Materials provided -
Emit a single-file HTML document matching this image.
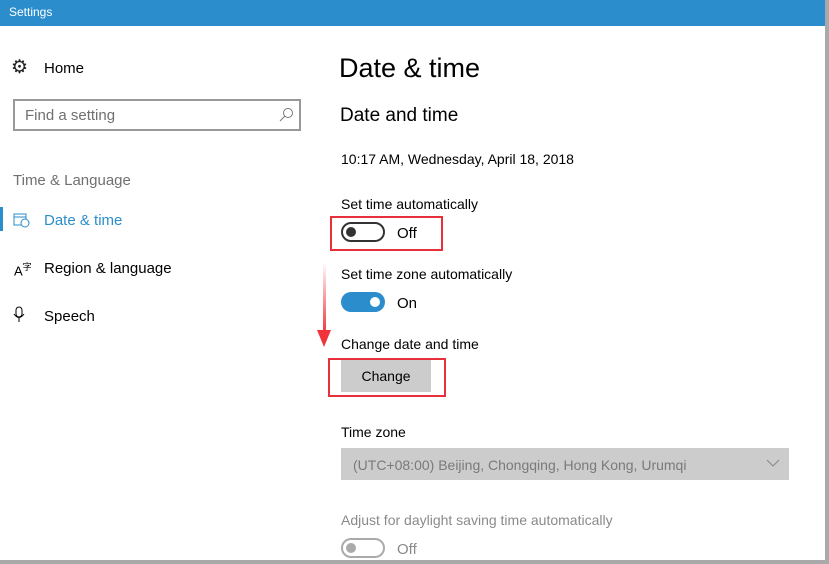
<!DOCTYPE html><html><head><style>
*{margin:0;padding:0;box-sizing:border-box}
body{width:829px;height:564px;overflow:hidden;background:#fff;font-family:"Liberation Sans",sans-serif;position:relative;color:#000}
.a{position:absolute;white-space:nowrap}
</style></head><body>
<div class="a" style="left:0;top:0;width:825px;height:26px;background:#2b8dcc;color:#fff;font-size:12px;padding:5px 0 0 9px">Settings</div>
<div class="a" style="left:825px;top:0;width:4px;height:564px;background:#a9a9a9"></div>
<div class="a" style="left:0;top:560px;width:829px;height:4px;background:#a9a9a9"></div>
<div class="a" style="left:11px;top:56px;font-size:19px;color:#222">⚙</div>
<div class="a" style="left:44px;top:60px;font-size:15px">Home</div>
<div class="a" style="left:13px;top:99px;width:288px;height:32px;border:2px solid #999"></div>
<div class="a" style="left:25px;top:107px;font-size:15px;color:#707070">Find a setting</div>
<svg class="a" style="left:278px;top:107px" width="16" height="16"><circle cx="10" cy="6" r="4.5" fill="none" stroke="#777"/><line x1="7" y1="9" x2="2" y2="14" stroke="#777"/></svg>
<div class="a" style="left:13px;top:172px;font-size:15px;color:#707070">Time &amp; Language</div>
<div class="a" style="left:0;top:207px;width:3px;height:24px;background:#2b8dcc"></div>
<svg class="a" style="left:13px;top:211px" width="17" height="17"><rect x="1" y="3" width="12" height="11" fill="none" stroke="#2b8dcc"/><line x1="1" y1="6" x2="13" y2="6" stroke="#2b8dcc"/><circle cx="12" cy="12" r="4" fill="#fff" stroke="#2b8dcc"/></svg>
<div class="a" style="left:44px;top:212px;font-size:15px;color:#2b8dcc">Date &amp; time</div>
<div class="a" style="left:14px;top:260px;font-size:13px">A<sup style="font-size:9px">字</sup></div>
<div class="a" style="left:44px;top:260px;font-size:15px">Region &amp; language</div>
<svg class="a" style="left:13px;top:306px" width="14" height="18"><rect x="3" y="1" width="6" height="10" rx="3" fill="none" stroke="#000"/><path d="M1 8 Q6 15 11 8 M6 12 V16" fill="none" stroke="#000"/></svg>
<div class="a" style="left:44px;top:308px;font-size:15px">Speech</div>
<div class="a" style="left:339px;top:53px;font-size:27px">Date &amp; time</div>
<div class="a" style="left:340px;top:105px;font-size:19px">Date and time</div>
<div class="a" style="left:341px;top:151px;font-size:14px">10:17 AM, Wednesday, April 18, 2018</div>
<div class="a" style="left:341px;top:196px;font-size:14px">Set time automatically</div>
<div class="a" style="left:330px;top:216px;width:113px;height:35px;border:2px solid #e8303a"></div>
<div class="a" style="left:341px;top:222px;width:44px;height:20px;border:2px solid #333;border-radius:10px"></div>
<div class="a" style="left:346px;top:227px;width:10px;height:10px;border-radius:5px;background:#333"></div>
<div class="a" style="left:397px;top:225px;font-size:15px">Off</div>
<div class="a" style="left:341px;top:266px;font-size:14px">Set time zone automatically</div>
<div class="a" style="left:341px;top:292px;width:44px;height:20px;background:#2b8dcc;border-radius:10px"></div>
<div class="a" style="left:370px;top:297px;width:10px;height:10px;border-radius:5px;background:#fff"></div>
<div class="a" style="left:397px;top:295px;font-size:15px">On</div>
<div class="a" style="left:323px;top:262px;width:3px;height:72px;background:linear-gradient(#fff,#f0333a)"></div>
<div class="a" style="left:317px;top:330px;width:0;height:0;border-left:7px solid transparent;border-right:7px solid transparent;border-top:17px solid #f0333a"></div>
<div class="a" style="left:341px;top:336px;font-size:14px">Change date and time</div>
<div class="a" style="left:328px;top:358px;width:118px;height:39px;border:2px solid #e8303a"></div>
<div class="a" style="left:341px;top:360px;width:90px;height:32px;background:#ccc;font-size:14px;text-align:center;line-height:33px">Change</div>
<div class="a" style="left:341px;top:424px;font-size:14px">Time zone</div>
<div class="a" style="left:341px;top:448px;width:448px;height:32px;background:#ccc;color:#7a7a7a;font-size:14px;padding:9px 0 0 12px">(UTC+08:00) Beijing, Chongqing, Hong Kong, Urumqi</div>
<svg class="a" style="left:766px;top:459px" width="14" height="9"><path d="M1 1 L7 7 L13 1" fill="none" stroke="#888"/></svg>
<div class="a" style="left:341px;top:512px;font-size:14px;color:#8a8a8a">Adjust for daylight saving time automatically</div>
<div class="a" style="left:341px;top:538px;width:44px;height:20px;border:2px solid #aaa;border-radius:10px"></div>
<div class="a" style="left:346px;top:543px;width:10px;height:10px;border-radius:5px;background:#aaa"></div>
<div class="a" style="left:397px;top:541px;font-size:15px;color:#8a8a8a">Off</div>
</body></html>
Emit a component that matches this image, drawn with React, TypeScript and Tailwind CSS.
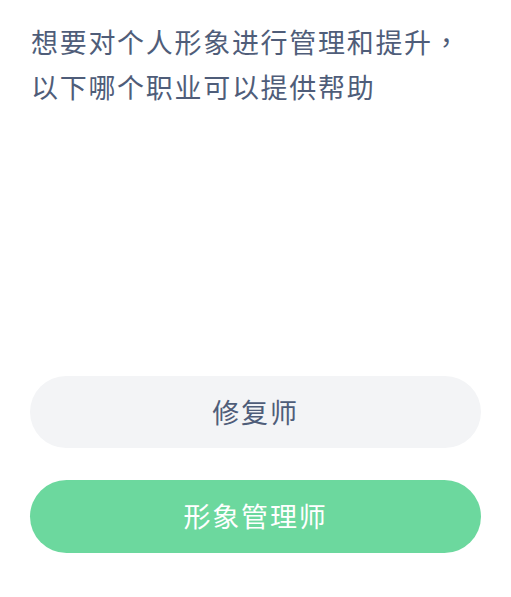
export default function App() {
  const options = [
    { label: '修复师', correct: false },
    { label: '形象管理师', correct: true },
  ];

  return (
    <div
      className="w-[511px] h-[597px] bg-white overflow-hidden"
      style={{ fontFamily: '"Noto Sans CJK SC", "Noto Sans", sans-serif' }}
    >
      {/* Question */}
      <div className="pt-[19px] pl-[31px] pr-[10px] h-[376px]">
        <p className="text-[27px] leading-[45px] tracking-[1.7px] text-[#4f5d79]">
          想要对个人形象进行管理和提升
          <span style={{ fontFamily: '"Noto Sans CJK TC", sans-serif' }}>，</span>
          <br />
          以下哪个职业可以提供帮助
        </p>
      </div>

      {/* Options */}
      <div className="flex flex-col gap-[32px] px-[30px]">
        {options.map((o) => (
          <div
            key={o.label}
            className={
              o.correct
                ? 'h-[73px] rounded-full bg-[#6cd89e] flex items-center justify-center text-[27px] tracking-[1.8px] text-white'
                : 'h-[72px] rounded-full bg-[#f3f4f6] flex items-center justify-center text-[27px] tracking-[1.8px] text-[#4f5d79]'
            }
          >
            {o.label}
          </div>
        ))}
      </div>
    </div>
  );
}
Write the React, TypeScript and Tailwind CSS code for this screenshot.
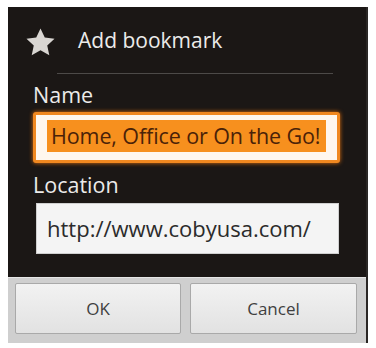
import { useState } from 'react';

function StarIcon() {
  return (
    <svg width="33" height="33" viewBox="0 0 24 24" className="shrink-0 -ml-[3px] mt-[3px]">
      <path
        d="M12 1.8l3.1 6.6 7.1.8-5.3 4.9 1.5 7.1L12 17.6l-6.4 3.6 1.5-7.1L1.8 9.2l7.1-.8z"
        fill="#d9d6d2"
      />
    </svg>
  );
}

export default function App() {
  const [url, setUrl] = useState('http://www.cobyusa.com/');

  return (
    <div className="w-[376px] h-[348px] bg-white pt-[7px] pl-[8px] font-['Open_Sans',sans-serif]">
      <div className="w-[360px] h-[336px] flex flex-col border-r-2 border-[#2a2725] bg-[#1b1715]">
        {/* title */}
        <div className="h-[66px] flex items-center pl-[19px] pt-[2px]">
          <StarIcon />
          <span className="ml-[21px] text-[21px] text-[#ecebea]">Add bookmark</span>
        </div>
        <div className="ml-[49px] w-[276px] h-px bg-[#4d4a48]" />

        {/* fields */}
        <div className="flex-1 flex flex-col pl-[25px] pr-[26px]">
          <label className="mt-[8px] text-[21.5px] leading-[26px] text-[#ecebea]">Name</label>
          <div className="mt-[4px] h-[51px] rounded-[3px] border-[3px] border-[#f08820] bg-[#fff7ee] shadow-[0_0_4px_#e07010] px-[11px] pt-[5px] pb-[8px] flex items-center">
            <span className="bg-[#f7901e] w-full h-[32px] flex items-center pl-[4px] whitespace-nowrap text-[21.5px] text-[#4a2208] tracking-[-0.1px]">
              Home, Office or On the Go!
            </span>
          </div>
          <label className="mt-[9px] text-[21.5px] leading-[26px] text-[#ecebea]">Location</label>
          <div className="mt-[5px] ml-[3px] mr-[1px] h-[51px] bg-[#f4f4f4] border border-[#cfcfcf] px-[10px] flex items-center">
            <input
              value={url}
              onChange={(e) => setUrl(e.target.value)}
              className="w-full bg-transparent outline-none text-[22px] text-[#2b2b2b]"
            />
          </div>
        </div>

        {/* buttons */}
        <div className="h-[66px] mt-[2px] bg-[#cfcfcf] border-t border-[#e6e6e6] flex gap-[9px] pl-[7px] pt-[5px]">
          <button className="w-[166px] h-[51px] rounded-[2px] border border-[#a9a9a9] bg-gradient-to-b from-[#f2f2f2] to-[#e2e2e2] text-[17px] text-[#3f3f3f]">
            OK
          </button>
          <button className="w-[167px] h-[51px] rounded-[2px] border border-[#a9a9a9] bg-gradient-to-b from-[#f2f2f2] to-[#e2e2e2] text-[17px] text-[#3f3f3f]">
            Cancel
          </button>
        </div>
      </div>
    </div>
  );
}
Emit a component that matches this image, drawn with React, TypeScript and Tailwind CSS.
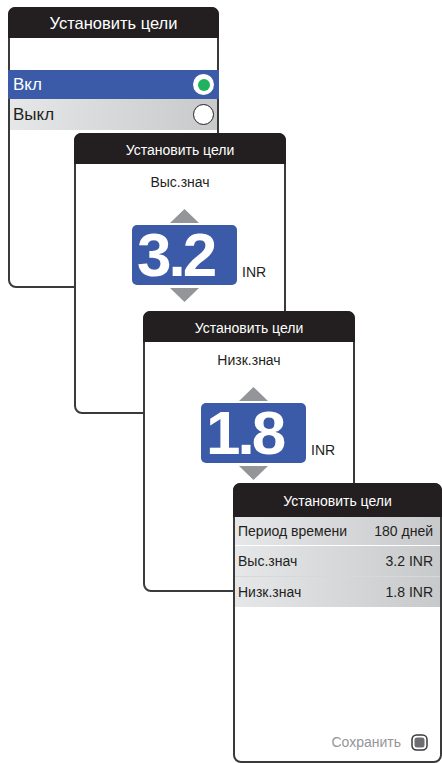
import React from "react";

const font = { fontFamily: '"Liberation Sans", Arial, sans-serif' };

function Header({ big, h = 31 }: { big?: boolean; h?: number }) {
  return (
    <div
      className={`bg-[#231f20] rounded-t-[7px] flex items-center justify-center text-white leading-none -mx-[2px] -mt-[2px] pt-[2px] ${
        big ? "text-[16.5px]" : "text-[14px]"
      } ${h === 34 ? "h-[34px]" : "h-[31px]"}`}
    >
      Установить цели
    </div>
  );
}

function Arrow({ down }: { down?: boolean }) {
  return (
    <svg width="29" height="14" viewBox="0 0 29 14" className="block">
      {down ? (
        <polygon points="0,0 29,0 14.5,14" fill="#939598" />
      ) : (
        <polygon points="14.5,0 29,14 0,14" fill="#939598" />
      )}
    </svg>
  );
}

function ValueScreen({ label, value }: { label: string; value: string }) {
  return (
    <>
      <Header />
      <div className="h-[36px] flex items-center justify-center text-[14px] text-[#231f20]">
        {label}
      </div>
      <div className="mt-[9px] ml-[56px] flex flex-col items-start">
        <div className="w-[105px] flex justify-center">
          <Arrow />
        </div>
        <div className="mt-[2px] flex items-end">
          <div className="w-[105px] h-[60px] rounded-[5px] bg-[#3b5aa7] flex items-center pl-[5px] text-white font-bold text-[62px] leading-none tracking-[-3px]">
            {value}
          </div>
          <div className="w-0 overflow-visible whitespace-nowrap ml-[5px] mb-[6px] text-[14px] leading-none text-[#231f20]">
            INR
          </div>
        </div>
        <div className="mt-[3px] w-[105px] flex justify-center">
          <Arrow down />
        </div>
      </div>
    </>
  );
}

export default function App() {
  return (
    <div className="relative w-[442px] h-[763px] bg-white overflow-hidden" style={font}>
      {/* Screen 1 */}
      <div className="absolute left-[8px] top-[7px] w-[211px] h-[281px] border-2 border-[#3a3a3a] rounded-[8px] bg-white flex flex-col">
        <Header big />
        <div className="h-[32px]" />
        <div className="h-[29px] bg-[#3b5aa7] flex items-center justify-between -mx-[2px] pl-[5px] pr-[5px] text-white text-[17px]">
          <span>Вкл</span>
          <span className="w-[21px] h-[21px] rounded-full bg-white flex items-center justify-center">
            <span className="w-[12px] h-[12px] rounded-full bg-[#1fb25f]" />
          </span>
        </div>
        <div className="h-[31px] bg-gradient-to-r from-[#e6e7e8] to-[#c7c9cb] flex items-center justify-between pl-[3px] pr-[3px] text-[#231f20] text-[17px]">
          <span>Выкл</span>
          <span className="w-[21px] h-[21px] rounded-full bg-white border border-[#231f20]" />
        </div>
      </div>

      {/* Screen 2 */}
      <div className="absolute left-[74px] top-[133px] w-[212px] h-[281px] border-2 border-[#3a3a3a] rounded-[8px] bg-white flex flex-col">
        <ValueScreen label="Выс.знач" value="3.2" />
      </div>

      {/* Screen 3 */}
      <div className="absolute left-[143px] top-[311px] w-[212px] h-[281px] border-2 border-[#3a3a3a] rounded-[8px] bg-white flex flex-col">
        <ValueScreen label="Низк.знач" value="1.8" />
      </div>

      {/* Screen 4 */}
      <div className="absolute left-[233px] top-[483px] w-[209px] h-[280px] border-2 border-[#3a3a3a] rounded-[8px] bg-white flex flex-col">
        <Header h={34} />
        <div className="h-[28px] bg-gradient-to-r from-[#e6e7e8] to-[#c7c9cb] flex items-center justify-between pl-[3px] pr-[7px] text-[14px] text-[#231f20]">
          <span>Период времени</span>
          <span>180 дней</span>
        </div>
        <div className="h-[1px] bg-white" />
        <div className="h-[30px] bg-gradient-to-r from-[#e6e7e8] to-[#c7c9cb] flex items-center justify-between pl-[3px] pr-[7px] text-[14px] text-[#231f20]">
          <span>Выс.знач</span>
          <span>3.2 INR</span>
        </div>
        <div className="h-[1px] bg-[#d6d8da]" />
        <div className="h-[30px] bg-gradient-to-r from-[#e6e7e8] to-[#c7c9cb] flex items-center justify-between pl-[3px] pr-[7px] text-[14px] text-[#231f20]">
          <span>Низк.знач</span>
          <span>1.8 INR</span>
        </div>
        <div className="mt-auto mb-[8px] flex items-center justify-end pr-[12px] gap-[10px] text-[14px] text-[#939598]">
          <span>Сохранить</span>
          <svg width="17" height="17" viewBox="0 0 17 17">
            <rect x="1" y="1" width="15" height="15" rx="4.5" fill="white" stroke="#3a3a3a" strokeWidth="1.5" />
            <rect x="3.5" y="3.5" width="10" height="10" rx="2.5" fill="#6d6e71" />
          </svg>
        </div>
      </div>
    </div>
  );
}
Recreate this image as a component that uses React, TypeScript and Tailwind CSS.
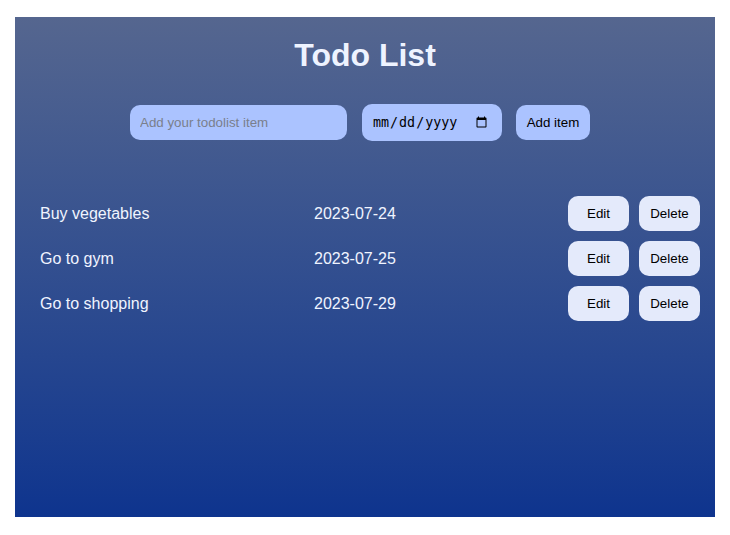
import React from "react";

const items = [
  { text: "Buy vegetables", date: "2023-07-24" },
  { text: "Go to gym", date: "2023-07-25" },
  { text: "Go to shopping", date: "2023-07-29" },
];

export default function App() {
  return (
    <div className="w-[730px] h-[535px] bg-white pt-[17px] pl-[15px] font-['Liberation_Sans',Arial,sans-serif]">
      <div className="w-[700px] h-[500px] bg-gradient-to-b from-[#55668f] to-[#0e348e] flex flex-col">
        <h1 className="text-center text-[32px] leading-[37px] font-bold text-[#eef3ff] mt-[20px]">Todo List</h1>
        <div className="flex items-center justify-center mt-[30px] ml-[-10px]">
          <input
            type="text"
            placeholder="Add your todolist item"
            className="w-[217px] h-[35px] rounded-[10px] bg-[#abc3ff] pl-[10px] text-[13.33px] text-black placeholder:text-[#7a7f8c] outline-none"
          />
          <input
            type="date"
            className="ml-[15px] w-[140px] h-[37px] rounded-[10px] bg-[#abc3ff] pl-[10px] pr-[12px] text-[13.33px] text-black font-['DejaVu_Sans_Mono',monospace] outline-none"
          />
          <button className="ml-[14px] w-[74px] h-[35px] rounded-[10px] bg-[#abc3ff] text-[13.33px] text-black">
            Add item
          </button>
        </div>
        <div className="mt-[55px] flex flex-col gap-[10px] pl-[25px] pr-[15px]">
          {items.map((it) => (
            <div key={it.text} className="flex items-center h-[35px]">
              <span className="w-[274px] text-[16px] text-[#f0f4ff]">{it.text}</span>
              <span className="text-[16px] text-[#f0f4ff]">{it.date}</span>
              <div className="ml-auto flex gap-[10px]">
                <button className="w-[61px] h-[35px] rounded-[10px] bg-[#e4eafb] text-[13.33px] text-black">Edit</button>
                <button className="w-[61px] h-[35px] rounded-[10px] bg-[#e4eafb] text-[13.33px] text-black">Delete</button>
              </div>
            </div>
          ))}
        </div>
      </div>
    </div>
  );
}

Task objective - Retype exactly, and only, the lines from the one containing "Recreate this image" through the end of the material, leaving aside every picture.

Answer -
Recreate this image as a component that uses React, TypeScript and Tailwind CSS.
import React from "react";

const items = [
  { text: "Buy vegetables", date: "2023-07-24" },
  { text: "Go to gym", date: "2023-07-25" },
  { text: "Go to shopping", date: "2023-07-29" },
];

export default function App() {
  return (
    <div className="w-[730px] h-[535px] bg-white pt-[17px] pl-[15px] font-['Liberation_Sans',Arial,sans-serif]">
      <div className="w-[700px] h-[500px] bg-gradient-to-b from-[#55668f] to-[#0e348e] flex flex-col">
        <h1 className="text-center text-[32px] leading-[37px] font-bold text-[#eef3ff] mt-[20px]">Todo List</h1>
        <div className="flex items-center justify-center mt-[30px] ml-[-10px]">
          <input
            type="text"
            placeholder="Add your todolist item"
            className="w-[217px] h-[35px] rounded-[10px] bg-[#abc3ff] pl-[10px] text-[13.33px] text-black placeholder:text-[#7a7f8c] outline-none"
          />
          <input
            type="date"
            className="ml-[15px] w-[140px] h-[37px] rounded-[10px] bg-[#abc3ff] pl-[10px] pr-[12px] text-[13.33px] text-black font-['DejaVu_Sans_Mono',monospace] outline-none"
          />
          <button className="ml-[14px] w-[74px] h-[35px] rounded-[10px] bg-[#abc3ff] text-[13.33px] text-black">
            Add item
          </button>
        </div>
        <div className="mt-[55px] flex flex-col gap-[10px] pl-[25px] pr-[15px]">
          {items.map((it) => (
            <div key={it.text} className="flex items-center h-[35px]">
              <span className="w-[274px] text-[16px] text-[#f0f4ff]">{it.text}</span>
              <span className="text-[16px] text-[#f0f4ff]">{it.date}</span>
              <div className="ml-auto flex gap-[10px]">
                <button className="w-[61px] h-[35px] rounded-[10px] bg-[#e4eafb] text-[13.33px] text-black">Edit</button>
                <button className="w-[61px] h-[35px] rounded-[10px] bg-[#e4eafb] text-[13.33px] text-black">Delete</button>
              </div>
            </div>
          ))}
        </div>
      </div>
    </div>
  );
}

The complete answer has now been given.